Don't get me wrong; the eventual Love trade was very good for Minnesota given the circumstances. But those circumstances were caused by a self-inflicted wound created by Taylor's complete ineptitude in running an NBA team. There's a serious argument to be made that post-Maloofs and post-Sterling, Taylor is the worst longtime franchisee in the league (James Dolan is the other contender. It's a toss-up).

Glen Taylor once blamed Kevin Garnett for not giving 100 percent down the stretch of his final season in Minnesota. Taylor blamed Kevin McHale for bad moves and various coaches for not squeezing enough juice from the roster of rotten fruit.

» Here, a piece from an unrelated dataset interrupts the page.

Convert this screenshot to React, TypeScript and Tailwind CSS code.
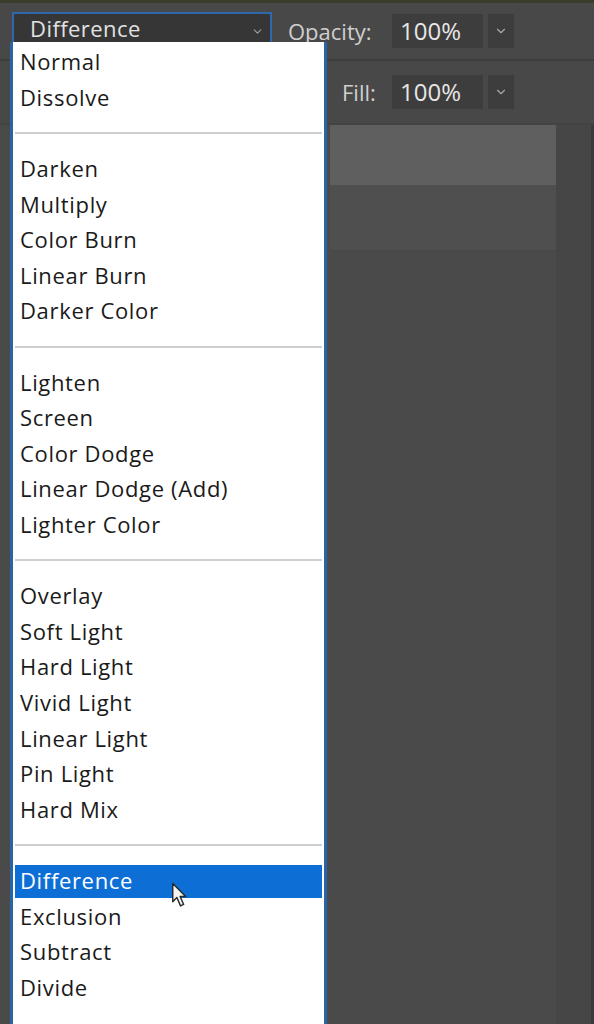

He blamed Kahn despite employing Kahn longer than all but a few franchisees would have done.

And now he blames Love. It's a devastating little cycle of deflection that only serves to absolve the man who is the biggest reason for the persistent failure. But I suppose that is one of the perks of making it to the top of the org chart: it's never your fault.

The Timberwolves will excel only when Taylor gets out of the way and gives smart people the resources they need. The best thing Taylor could do for Saunders at this point is to stop talking, trust the process and cut the checks. Every time he speaks up, he reminds us -- and more importantly, Wolves fans -- why the franchise has been so bad.

***

* Post-Sterling, "franchisee" is a more accurate description of team bosses than "owners." For my part, I'll be shifting to that language. Calling anyone an "owner" of an entity that is also used to described a group of people -- like, say, "the Timberwolves" -- makes me increasingly uncomfortable.